Legislators went home after the House voted to approve a congressional map that essentially preserves the status quo, keeping all 11 congressmen in their districts and simply expanding those districts where needed to reach ideal population levels.
The Senate took the House bill and amended it with a Senate Democratic congressional map, which is different from the House version. The Senate plan makes the 4th District a majority-minority district, and makes the 3rd district a minority-influence district (the 3rd is currently the state's only majority-minority district).
The Senate Privileges and Elections Committee voted--9-6 along party lines--to approve the Senate plan, but senators did not debate it nor vote on it on the Senate floor yesterday.
The House Republican plan comes from Del. Bill Janis, R-Goochland, who said he consulted all 11 congressmen about their own district lines in preparing his map.
"I didn't believe the purpose of this legislation should be to overturn the will of the electorate as it was expressed in 2010," Janis said during House debate over his bill.

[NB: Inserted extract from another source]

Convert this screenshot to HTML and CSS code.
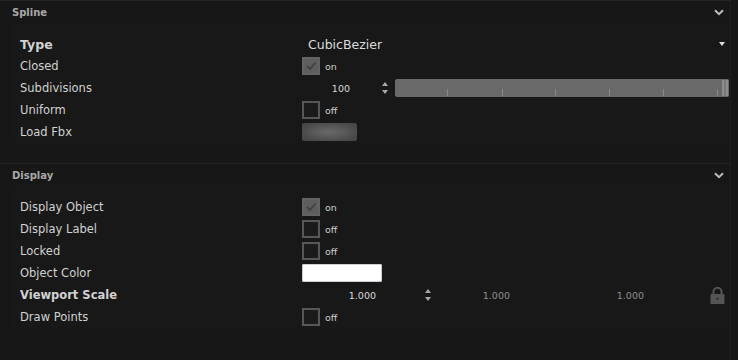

His map puts more black voters into the 3rd District, rather than drawing lines that increase minority influence in other districts.
Some House Democrats were upset about that.
"Why wouldn't you do that if you had the ability to do it?" asked House Minority Leader Del. Ward Armstrong, D-Henry, about the prospect of a minority-influence district.
Armstrong said Janis should have looked harder at minority populations and voting patterns.
"What you have here today is business as usual, just like redistricting was done 10 years ago and 20 years ago, all the way back to Patrick Henry gerrymandering Madison," Armstrong said.
The House voted 71-23 in support of Janis' plan.
That will put the House in conflict with the Senate plan when lawmakers return.
The Senate bill, sponsored by Sen. Mamie Locke, D-Hampton, creates two districts with strong minority populations. Unlike Janis, she consulted only one congressman, Rep. Bobby Scott, D-3rd, the state's lone black congressman.
Locke said her central objective in drawing her map was to "ensure that there's an opportunity for minority voters to vote for a candidate of their choice."